EXERCISE DETAILS
Check each line below for the word "index", and copy those that have it.
○ ○ ○ ○
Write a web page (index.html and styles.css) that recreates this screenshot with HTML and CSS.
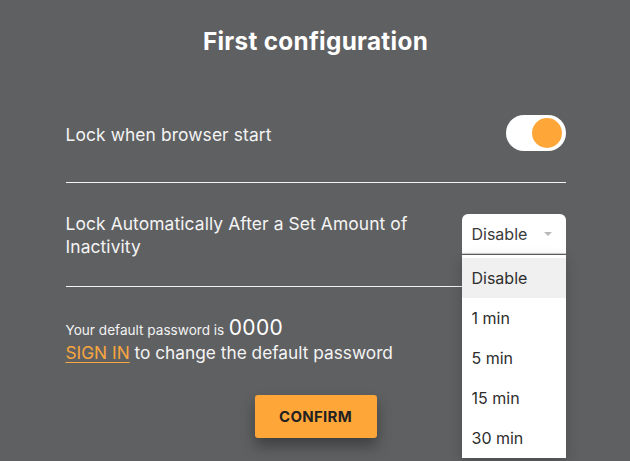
FILE: index.html
```html
<!DOCTYPE html>
<html lang="en">
<head>
<meta charset="utf-8">
<title>First configuration</title>
<link rel="stylesheet" href="styles.css">
</head>
<body>
<main class="page">
  <h1 class="title">First configuration</h1>
  <section class="row row-first">
    <span class="label">Lock when browser start</span>
    <span class="toggle"><span class="knob"></span></span>
  </section>
  <section class="row row-second">
    <span class="label label-wrap">Lock Automatically After a Set Amount of Inactivity</span>
    <div class="select-wrap">
      <div class="select">
        <span>Disable</span>
        <span class="caret"></span>
      </div>
      <ul class="menu">
        <li class="item active">Disable</li>
        <li class="item">1 min</li>
        <li class="item">5 min</li>
        <li class="item">15 min</li>
        <li class="item">30 min</li>
      </ul>
    </div>
  </section>
  <section class="info">
    <p class="pw"><span class="small">Your default password is</span> <span class="code">0000</span></p>
    <p class="sign"><a class="link" href="#">SIGN IN</a> to change the default password</p>
  </section>
  <div class="actions">
    <button class="confirm">CONFIRM</button>
  </div>
</main>
</body>
</html>
```
FILE: styles.css
```css
html, body {
  margin: 0;
  padding: 0;
  background: #5f6062;
  height: 100%;
  overflow: hidden;
}
body {
  font-family: Inter, "Noto Sans", sans-serif;
  color: #ffffff;
}
.page {
  width: 500px;
  margin: 0 auto;
  padding: 0 0 0 1px;
}
.title {
  margin: 0;
  padding-top: 26px;
  height: 56px;
  box-sizing: border-box;
  font-size: 24.3px;
  font-weight: 700;
  text-align: center;
  letter-spacing: 0.3px;
  line-height: 30px;
}
.row {
  display: flex;
  justify-content: space-between;
  border-bottom: 1px solid #f2f2f2;
}
.row-first {
  margin-top: 59px;
  height: 67px;
  align-items: flex-start;
}
.row-first .label {
  margin-top: 8px;
}
.label {
  font-size: 17.4px;
  line-height: 23px;
  color: #f4f4f4;
  letter-spacing: 0.1px;
}
.label-wrap {
  width: 370px;
}
.toggle {
  width: 60px;
  height: 36px;
  border-radius: 18px;
  background: #ffffff;
  display: flex;
  align-items: center;
  justify-content: flex-end;
  padding-right: 4px;
  box-sizing: border-box;
}
.knob {
  width: 30px;
  height: 30px;
  border-radius: 50%;
  background: #ffa638;
}
.row-second {
  margin-top: 0;
  height: 104px;
  padding-top: 29px;
  box-sizing: border-box;
  align-items: flex-start;
}
.select-wrap {
  position: relative;
  width: 104px;
  margin-top: 2px;
}
.select {
  height: 40px;
  background: #ffffff;
  border-radius: 6px 6px 0 0;
  border-bottom: 1px solid #cfcfcf;
  box-sizing: border-box;
  display: flex;
  align-items: center;
  justify-content: space-between;
  padding: 0 14px 0 10px;
  color: #3a3a3a;
  font-size: 16px;
}
.caret {
  width: 0;
  height: 0;
  border-left: 4px solid transparent;
  border-right: 4px solid transparent;
  border-top: 4px solid #b8b8b8;
}
.menu {
  position: absolute;
  left: 0;
  top: 41px;
  width: 104px;
  margin: 0;
  padding: 3px 0 0;
  list-style: none;
  background: #ffffff;
  box-shadow: 0 4px 12px rgba(0,0,0,0.2);
  z-index: 2;
}
.item {
  height: 40px;
  line-height: 40px;
  padding-left: 10px;
  font-size: 16px;
  color: #2e2e2e;
}
.item.active {
  background: #f0f0f0;
}
.info {
  margin-top: 30px;
}
.info p {
  margin: 0;
}
.pw {
  line-height: 22px;
}
.small {
  font-size: 13.6px;
  color: #f2f2f2;
}
.code {
  font-size: 21px;
  letter-spacing: 0.3px;
}
.sign {
  font-size: 17.3px;
  line-height: 23px;
  color: #f4f4f4;
  letter-spacing: 0;
}
.link {
  color: #f8a640;
  text-decoration: underline;
  text-underline-offset: 3px;
}
.actions {
  display: flex;
  justify-content: center;
  margin-top: 31px;
}
.confirm {
  width: 122px;
  height: 43px;
  border: none;
  border-radius: 3px;
  background: #ffa638;
  color: #222;
  font-family: Inter, sans-serif;
  font-weight: 700;
  font-size: 15px;
  letter-spacing: 0.3px;
  box-shadow: 0 8px 14px rgba(0,0,0,0.35);
}
```
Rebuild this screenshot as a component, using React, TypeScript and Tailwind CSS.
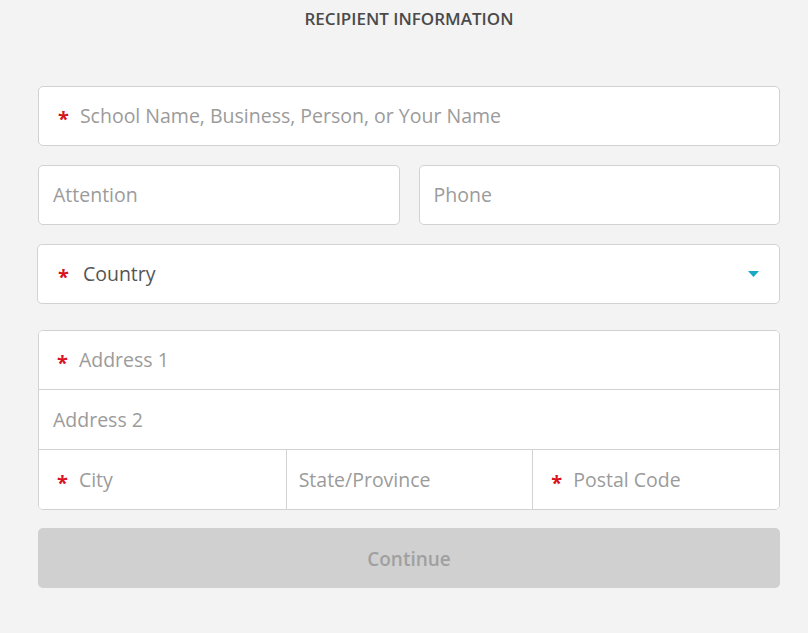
import React from 'react';

const Req = ({ gap = 'mr-[11px]' }: { gap?: string }) => (
  <span className={`${gap} relative top-[3px] text-[20px] font-bold leading-none text-[#d8121f]`}>*</span>
);

interface FieldProps {
  label: string;
  required?: boolean;
  // height + padding + borders, passed in whole so no classes clash
  className: string;
}

const Field: React.FC<FieldProps> = ({ label, required, className }) => (
  <div className={`flex items-center bg-white ${className}`}>
    {required && <Req />}
    <span className="text-[19.5px] text-[#9b9b9b]">{label}</span>
  </div>
);

const App: React.FC = () => {
  return (
    <div className="min-h-[633px] w-full bg-[#f3f3f3] font-['Open_Sans',sans-serif]">
      <div className="ml-[38px] w-[742px] pt-[7px]">
        <h2 className="h-[24px] text-center text-[17px] font-semibold leading-[24px] text-[#4a4a4a]">
          RECIPIENT INFORMATION
        </h2>

        <div className="mt-[55px] flex flex-col">
          <Field label="School Name, Business, Person, or Your Name" required className="h-[60px] rounded-[5px] border border-[#d2d2d2] pl-[19px]" />

          <div className="mt-[19px] grid grid-cols-2 gap-[19px]">
            <Field label="Attention" className="h-[60px] rounded-[5px] border border-[#d2d2d2] pl-[14px]" />
            <Field label="Phone" className="h-[60px] rounded-[5px] border border-[#d2d2d2] pl-[14px]" />
          </div>

          <div className="-ml-px mt-[19px] flex h-[60px] w-[743px] items-center justify-between rounded-[5px] border border-[#d2d2d2] bg-white pl-[20px] pr-[20px]">
            <div className="flex items-center">
              <Req gap="mr-[14px]" />
              <span className="text-[19.5px] text-[#555555]">Country</span>
            </div>
            <svg width="11" height="6" viewBox="0 0 11 6">
              <path d="M0 0 H11 L5.5 6 Z" fill="#1ba8c6" />
            </svg>
          </div>

          <div className="mt-[26px] overflow-hidden rounded-[5px] border border-[#d2d2d2] bg-white">
            <Field label="Address 1" required className="h-[58px] pl-[18px]" />
            <Field label="Address 2" className="h-[60px] border-t border-[#d2d2d2] pl-[14px]" />
            <div className="grid h-[60px] grid-cols-3 border-t border-[#d2d2d2]">
              <Field label="City" required className="h-[59px] pl-[18px]" />
              <Field label="State/Province" className="h-[59px] border-l border-[#d2d2d2] pl-[12px]" />
              <Field label="Postal Code" required className="h-[59px] border-l border-[#d2d2d2] pl-[18px]" />
            </div>
          </div>

          <button
            type="button"
            disabled
            className="mt-[18px] h-[60px] w-full rounded-[5px] bg-[#d0d0d0] pt-[2px] text-[19px] font-semibold text-[#a0a0a0]"
          >
            Continue
          </button>
        </div>
      </div>
    </div>
  );
};

export default App;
○ ○ ○ ○
EXERCISE ANSWER
Write a web page (index.html and styles.css) that recreates this screenshot with HTML and CSS.
FILE: index.html
  z-index: 2;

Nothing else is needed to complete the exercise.